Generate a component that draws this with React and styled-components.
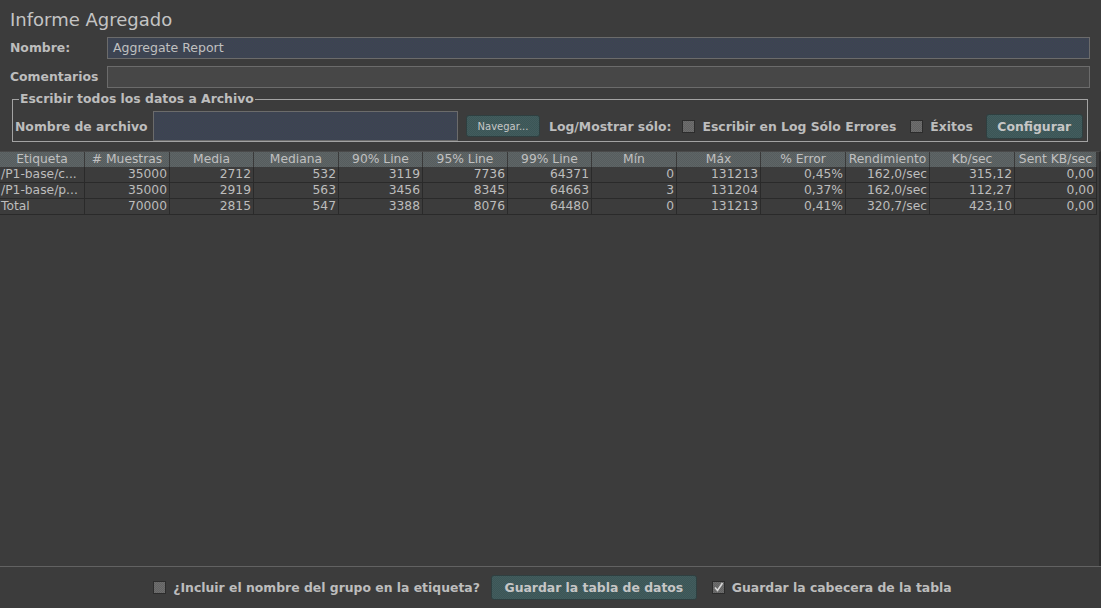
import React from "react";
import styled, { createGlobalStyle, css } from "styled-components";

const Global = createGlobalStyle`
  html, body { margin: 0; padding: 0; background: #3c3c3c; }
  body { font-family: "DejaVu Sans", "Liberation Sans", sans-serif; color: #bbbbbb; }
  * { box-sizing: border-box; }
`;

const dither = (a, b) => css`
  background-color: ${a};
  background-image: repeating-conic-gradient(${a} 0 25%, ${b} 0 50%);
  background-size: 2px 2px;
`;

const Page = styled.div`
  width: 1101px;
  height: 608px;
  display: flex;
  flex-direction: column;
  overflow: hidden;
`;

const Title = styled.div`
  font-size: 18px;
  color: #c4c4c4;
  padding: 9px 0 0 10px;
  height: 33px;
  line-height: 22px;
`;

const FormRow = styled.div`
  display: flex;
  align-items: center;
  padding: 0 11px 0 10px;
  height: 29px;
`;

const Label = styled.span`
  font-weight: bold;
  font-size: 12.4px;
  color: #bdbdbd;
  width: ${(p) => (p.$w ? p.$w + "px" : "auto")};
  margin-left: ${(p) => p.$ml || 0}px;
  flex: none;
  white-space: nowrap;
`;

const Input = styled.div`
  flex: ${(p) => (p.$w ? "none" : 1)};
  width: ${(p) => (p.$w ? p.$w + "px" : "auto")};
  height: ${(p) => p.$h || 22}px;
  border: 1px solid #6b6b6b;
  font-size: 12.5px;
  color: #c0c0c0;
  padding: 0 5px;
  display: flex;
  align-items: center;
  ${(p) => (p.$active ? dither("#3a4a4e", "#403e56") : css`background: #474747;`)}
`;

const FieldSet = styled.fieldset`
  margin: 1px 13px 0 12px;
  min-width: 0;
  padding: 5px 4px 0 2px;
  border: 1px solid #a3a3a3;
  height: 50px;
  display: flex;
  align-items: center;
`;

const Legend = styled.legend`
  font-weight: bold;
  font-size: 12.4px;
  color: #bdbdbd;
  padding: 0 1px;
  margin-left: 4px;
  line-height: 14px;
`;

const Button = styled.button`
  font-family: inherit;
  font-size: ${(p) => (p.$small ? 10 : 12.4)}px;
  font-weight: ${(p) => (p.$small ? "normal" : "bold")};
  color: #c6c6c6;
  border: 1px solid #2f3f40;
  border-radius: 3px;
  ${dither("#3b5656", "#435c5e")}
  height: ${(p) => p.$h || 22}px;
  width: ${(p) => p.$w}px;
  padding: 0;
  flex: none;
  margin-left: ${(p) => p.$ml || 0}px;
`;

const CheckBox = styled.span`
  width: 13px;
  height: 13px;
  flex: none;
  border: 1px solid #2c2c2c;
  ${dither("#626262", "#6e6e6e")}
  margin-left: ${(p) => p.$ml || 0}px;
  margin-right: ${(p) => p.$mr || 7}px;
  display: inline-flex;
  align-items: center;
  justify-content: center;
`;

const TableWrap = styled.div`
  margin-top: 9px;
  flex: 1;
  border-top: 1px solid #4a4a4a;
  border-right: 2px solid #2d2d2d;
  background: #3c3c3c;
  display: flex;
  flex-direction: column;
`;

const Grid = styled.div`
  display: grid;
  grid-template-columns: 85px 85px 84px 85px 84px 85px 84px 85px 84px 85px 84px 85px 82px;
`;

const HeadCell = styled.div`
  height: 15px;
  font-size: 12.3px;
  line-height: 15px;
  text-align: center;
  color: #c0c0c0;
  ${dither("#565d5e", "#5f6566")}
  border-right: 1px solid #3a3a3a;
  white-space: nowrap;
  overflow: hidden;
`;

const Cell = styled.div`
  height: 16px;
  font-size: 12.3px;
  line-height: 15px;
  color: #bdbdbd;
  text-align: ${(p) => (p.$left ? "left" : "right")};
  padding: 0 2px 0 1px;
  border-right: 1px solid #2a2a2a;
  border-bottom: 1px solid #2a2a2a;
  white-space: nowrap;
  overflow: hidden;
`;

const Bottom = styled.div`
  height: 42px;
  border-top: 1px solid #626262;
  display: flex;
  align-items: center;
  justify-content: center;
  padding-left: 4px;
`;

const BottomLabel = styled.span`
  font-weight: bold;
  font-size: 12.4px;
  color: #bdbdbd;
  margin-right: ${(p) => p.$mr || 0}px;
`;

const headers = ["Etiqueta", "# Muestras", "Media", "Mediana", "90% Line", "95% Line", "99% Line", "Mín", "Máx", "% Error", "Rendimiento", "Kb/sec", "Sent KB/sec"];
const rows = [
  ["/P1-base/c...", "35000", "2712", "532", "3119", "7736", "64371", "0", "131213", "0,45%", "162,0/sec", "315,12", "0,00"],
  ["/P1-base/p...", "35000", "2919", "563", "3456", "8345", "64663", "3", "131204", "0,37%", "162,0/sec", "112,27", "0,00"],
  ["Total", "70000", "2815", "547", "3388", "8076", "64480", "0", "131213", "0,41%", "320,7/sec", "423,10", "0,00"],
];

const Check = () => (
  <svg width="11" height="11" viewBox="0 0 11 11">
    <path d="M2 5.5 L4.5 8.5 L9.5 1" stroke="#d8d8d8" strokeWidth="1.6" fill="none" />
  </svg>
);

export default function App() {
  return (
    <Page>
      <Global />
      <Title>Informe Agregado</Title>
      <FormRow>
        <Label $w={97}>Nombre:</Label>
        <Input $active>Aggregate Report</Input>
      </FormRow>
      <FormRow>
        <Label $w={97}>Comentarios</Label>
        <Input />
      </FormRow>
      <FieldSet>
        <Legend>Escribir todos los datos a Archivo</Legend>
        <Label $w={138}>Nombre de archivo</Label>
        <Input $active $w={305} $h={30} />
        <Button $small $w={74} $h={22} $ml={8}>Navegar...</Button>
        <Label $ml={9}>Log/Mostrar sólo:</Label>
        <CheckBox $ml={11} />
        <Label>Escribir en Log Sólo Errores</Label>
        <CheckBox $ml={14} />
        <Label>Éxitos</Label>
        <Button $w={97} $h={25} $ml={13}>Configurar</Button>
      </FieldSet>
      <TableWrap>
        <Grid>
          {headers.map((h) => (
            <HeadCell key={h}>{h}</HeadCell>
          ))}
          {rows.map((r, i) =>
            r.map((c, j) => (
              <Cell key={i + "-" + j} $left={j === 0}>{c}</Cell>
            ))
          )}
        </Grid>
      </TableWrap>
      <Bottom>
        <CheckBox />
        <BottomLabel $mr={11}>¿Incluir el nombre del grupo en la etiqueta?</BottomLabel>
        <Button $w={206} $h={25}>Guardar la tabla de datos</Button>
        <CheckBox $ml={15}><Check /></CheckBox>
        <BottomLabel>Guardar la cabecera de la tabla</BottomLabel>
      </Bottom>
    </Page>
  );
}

------

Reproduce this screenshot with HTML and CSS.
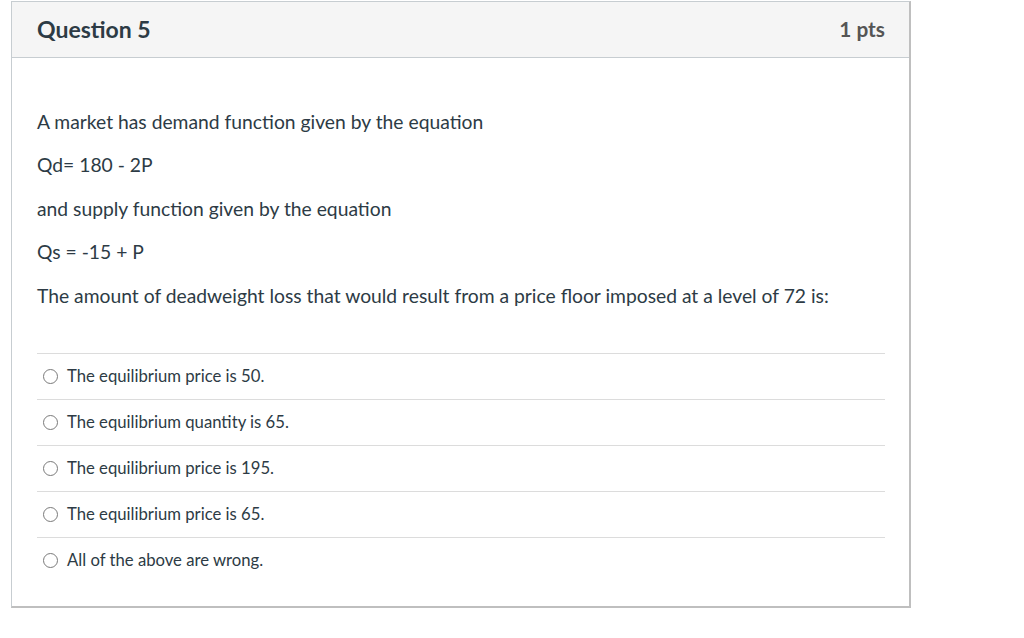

------

## Work required
Copy every line above in which the string "with" shows up.

## Response to this task
Generate a component that draws this with React and styled-components.
Reproduce this screenshot with HTML and CSS.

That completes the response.